While I’m nowhere near an expert on developer buy-in (just not yet at that scale of team), I’ve been able to build infrastructure and tooling to self-service my own buy-in. I’ve found that I tend to write tests when that’s the easiest route to writing a feature. Any developer writing a new feature needs to try the feature out to ensure their implementation works. For backend features especially, this is a pain in the ass. Nobody likes writing scripts, figuring out the authentication and syntax to CURL your new endpoint, or building a mock website page with 3 unstyled HTML buttons just to make HTTP requests. You should write strong test infrastructure to ensure it’s easier to write a test than it is not. For example, strong helper functions around test account setup. If I just need to call a helper function to create a new test account, then it’s easy for me to test with a fresh account environment every time (P.S. you totally should create new accounts for each test suite. Trying to share the same account is a recipe for disaster as you try to write future tests that don’t conflict with old ones). Add other easy helper functions for resource creation, and now I effectively have a reusable script which provisions all its required resources in a consistent manner and tests my new backend code. This is easier than writing a one-time-use throwaway script, and also comes with the benefit of the long-term contract with my future self once it’s checked in for CI/CD.

This unfortunately tends to be less true for frontend features. Automated testing just isn’t a good solution for testing interactivity or styling.
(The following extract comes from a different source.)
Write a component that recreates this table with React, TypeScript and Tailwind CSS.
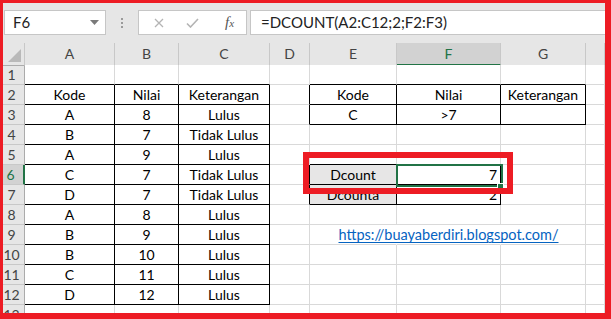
import { ReactNode } from "react";

type Cell = {
  v: string;
  align?: "left" | "center" | "right";
  fill?: boolean;
  link?: boolean;
};

const COLS = ["A", "B", "C", "D", "E", "F", "G", ""];
const ROWS = [1, 2, 3, 4, 5, 6, 7, 8, 9, 10, 11, 12, 13];

// sheet content keyed by address
const cells: Record<string, Cell> = {
  A2: { v: "Kode" },
  B2: { v: "Nilai" },
  C2: { v: "Keterangan" },
  E2: { v: "Kode" },
  F2: { v: "Nilai" },
  G2: { v: "Keterangan" },
  E3: { v: "C" },
  F3: { v: ">7" },
  G3: { v: "" },
  E6: { v: "Dcount", fill: true },
  F6: { v: "7", align: "right" },
  E7: { v: "Dcounta", fill: true },
  F7: { v: "2", align: "right" },
  F9: { v: "https://buayaberdiri.blogspot.com/", link: true },
};

const table1 = [
  ["A", "8", "Lulus"],
  ["B", "7", "Tidak Lulus"],
  ["A", "9", "Lulus"],
  ["C", "7", "Tidak Lulus"],
  ["D", "7", "Tidak Lulus"],
  ["A", "8", "Lulus"],
  ["B", "9", "Lulus"],
  ["B", "10", "Lulus"],
  ["C", "11", "Lulus"],
  ["D", "12", "Lulus"],
];
table1.forEach((row, i) => {
  row.forEach((v, j) => {
    cells[`${"ABC"[j]}${i + 3}`] = { v };
  });
});

// ranges that carry a thin black border
const boxed = (col: number, row: number) => {
  if (col >= 0 && col <= 2 && row >= 2 && row <= 12) return true;
  if (col >= 4 && col <= 6 && row >= 2 && row <= 3) return true;
  if (col >= 4 && col <= 5 && row >= 6 && row <= 7) return true;
  return false;
};

// the overflowing link hides these vertical gridlines
const hiddenRight = (col: number, row: number) =>
  row === 9 && (col === 4 || col === 5);

const gridCols =
  "grid grid-cols-[22px_90px_64px_91px_40px_87px_104px_85px_1fr]";

function SheetCell({ col, row }: { col: number; row: number }) {
  const cell = cells[`${COLS[col]}${row}`];
  const rightBlack = boxed(col, row) || boxed(col + 1, row);
  const bottomBlack = boxed(col, row) || boxed(col, row + 1);

  let content: ReactNode = null;
  if (cell?.link) {
    content = (
      <span className="absolute left-1/2 top-0 z-10 -translate-x-1/2 whitespace-nowrap text-[14.5px] text-[#0563c1] underline decoration-1 underline-offset-2">
        {cell.v}
      </span>
    );
  } else if (cell) {
    content = cell.v;
  }

  return (
    <div
      className={[
        "relative h-5 border-r border-b leading-[19px] whitespace-nowrap px-[3px]",
        rightBlack
          ? "border-r-black"
          : hiddenRight(col, row)
          ? "border-r-transparent"
          : "border-r-[#d9d9d9]",
        bottomBlack ? "border-b-black" : "border-b-[#d9d9d9]",
        cell?.fill ? "bg-[#e7e6e6]" : "bg-white",
        cell?.align === "right" ? "text-right" : "text-center",
      ].join(" ")}
    >
      {content}
    </div>
  );
}

function FormulaBar() {
  return (
    <div className="flex h-10 items-start bg-[#e6e6e6] pt-[7px] pl-[1px]">
      {/* name box */}
      <div className="flex h-[25px] w-[102px] items-center justify-between border border-[#c6c6c6] bg-white pl-[8px] pr-[6px] text-[15px] text-[#222]">
        <span>F6</span>
        <svg width="9" height="5" viewBox="0 0 9 5">
          <path d="M0 0h9L4.5 5z" fill="#7a7a7a" />
        </svg>
      </div>
      {/* splitter dots */}
      <div className="flex h-[25px] w-[32px] flex-col items-center justify-center gap-[2px]">
        <span className="h-[2px] w-[2px] bg-[#9a9a9a]" />
        <span className="h-[2px] w-[2px] bg-[#9a9a9a]" />
        <span className="h-[2px] w-[2px] bg-[#9a9a9a]" />
      </div>
      {/* cancel / enter / fx */}
      <div className="flex h-[25px] w-[109px] items-center border border-[#c6c6c6] bg-white">
        <svg className="ml-[15px]" width="10" height="10" viewBox="0 0 10 10">
          <path d="M1 1l8 8M9 1l-8 8" stroke="#b4b4b4" strokeWidth="1.3" />
        </svg>
        <svg className="ml-[22px]" width="13" height="10" viewBox="0 0 13 10">
          <path d="M1 5.5l3.5 3.5L12 1" stroke="#b4b4b4" strokeWidth="1.6" fill="none" />
        </svg>
        <span className="ml-[26px] font-['Liberation_Serif',serif] text-[15px] italic leading-none text-[#555]">
          f<span className="text-[11px]">x</span>
        </span>
      </div>
      {/* formula input */}
      <div className="ml-[3px] flex h-[25px] flex-1 items-center border border-r-0 border-[#c6c6c6] bg-white pl-[10px] text-[15px] text-[#222]">
        =DCOUNT(A2:C12;2;F2:F3)
      </div>
    </div>
  );
}

function ColumnHeaders() {
  return (
    <div className={`${gridCols} h-[22px] bg-[#e6e6e6] text-[#444]`}>
      <div className="relative border-r border-b border-r-[#c8c8c8] border-b-[#ababab]">
        <svg className="absolute right-[3px] bottom-[3px]" width="13" height="13" viewBox="0 0 13 13">
          <path d="M13 0v13H0z" fill="#b9b9b9" />
        </svg>
      </div>
      {COLS.map((c, i) =>
        c === "F" ? (
          <div
            key={i}
            className="border-r border-r-[#c8c8c8] border-b-2 border-b-[#217346] bg-[#d2d2d2] text-center leading-[21px] text-[#217346]"
          >
            {c}
          </div>
        ) : (
          <div
            key={i}
            className="border-r border-b border-r-[#c8c8c8] border-b-[#ababab] text-center leading-[21px]"
          >
            {c}
          </div>
        )
      )}
    </div>
  );
}

function RowHeader({ row }: { row: number }) {
  if (row === 6) {
    return (
      <div className="h-5 border-b border-b-[#c8c8c8] border-r-2 border-r-[#217346] bg-[#d2d2d2] pr-[5px] text-center leading-[19px] text-[#217346]">
        {row}
      </div>
    );
  }
  return (
    <div className="h-5 border-r border-b border-r-[#ababab] border-b-[#c8c8c8] bg-[#e6e6e6] pr-[4px] text-center leading-[19px] text-[#444]">
      {row}
    </div>
  );
}

export default function App() {
  return (
    <div className="relative h-[319px] w-[611px] overflow-hidden border-t-[3px] border-l-[3px] border-r-[6px] border-b-[6px] border-[#ed1c24] bg-white font-['Lato',sans-serif] text-[14px] text-black">
      <FormulaBar />
      <ColumnHeaders />
      {ROWS.map((r) => (
        <div key={r} className={gridCols}>
          <RowHeader row={r} />
          {COLS.map((_, c) => (
            <SheetCell key={c} col={c} row={r} />
          ))}
        </div>
      ))}

      {/* active cell F6 with fill handle */}
      <div className="absolute left-[393px] top-[161px] h-[23px] w-[107px] border-2 border-[#217346]" />
      <div className="absolute left-[494px] top-[180px] box-content h-[5px] w-[5px] border border-white bg-[#217346]" />

      {/* callout frame */}
      <div className="absolute left-[300px] top-[149px] h-[42px] w-[210px] border-[6px] border-[#ed1c24]" />
    </div>
  );
}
Storybook (which we use!) is close, but I haven’t yet cracked the code for making Storybook development easier than local dev server development for most cases.

Make testing cheap

If you’re ever concerned about writing a test due to the long-term costs of maintaining that test, then you need to fix your testing infrastructure. Developers shouldn’t need to worry about costs when it comes to tests (within reason; ignoring load testing). Here’s a few practical tips that have worked for us to bring our testing budget down significantly while growing the number of test cases we have:

Don’t use GitHub Actions infrastructure

GitHub-hosted infrastructure is just insanely expensive
Instead, we use UbiCloud for trivial action steps and WarpBuild for integration and E2E tests (the majority of our costs)

Self-host authentication

This is in line with the suggestion to make test account creation trivial
Within the past week of writing, we created over 34k test accounts on our dev environment alone. The costs here would be absurd if we were creating test accounts in Firebase or Supabase

Be mindful of Mac runner costs

Even at a modest scale of iOS testing / builds, it’s cheaper to just buy a Mac Mini and spend a few hours setting up self-hosting

Plan for parallelism from the start

Ensure your test suite units can run in parallel
No matter how many tests you add, you should be able to allocate more compute to ensure CI/CD finishes in the same amount of time
Plan for parallelism across multiple machines

On top of this, we have a significant amount of testing infrastructure dedicated to caching test results and ensuring only helpful tests need to be run for each commit.

Notes

This entire blog post has little to do with contract testing, which is more relevant to microservices. We’re just not yet at the scale where we need contract testing.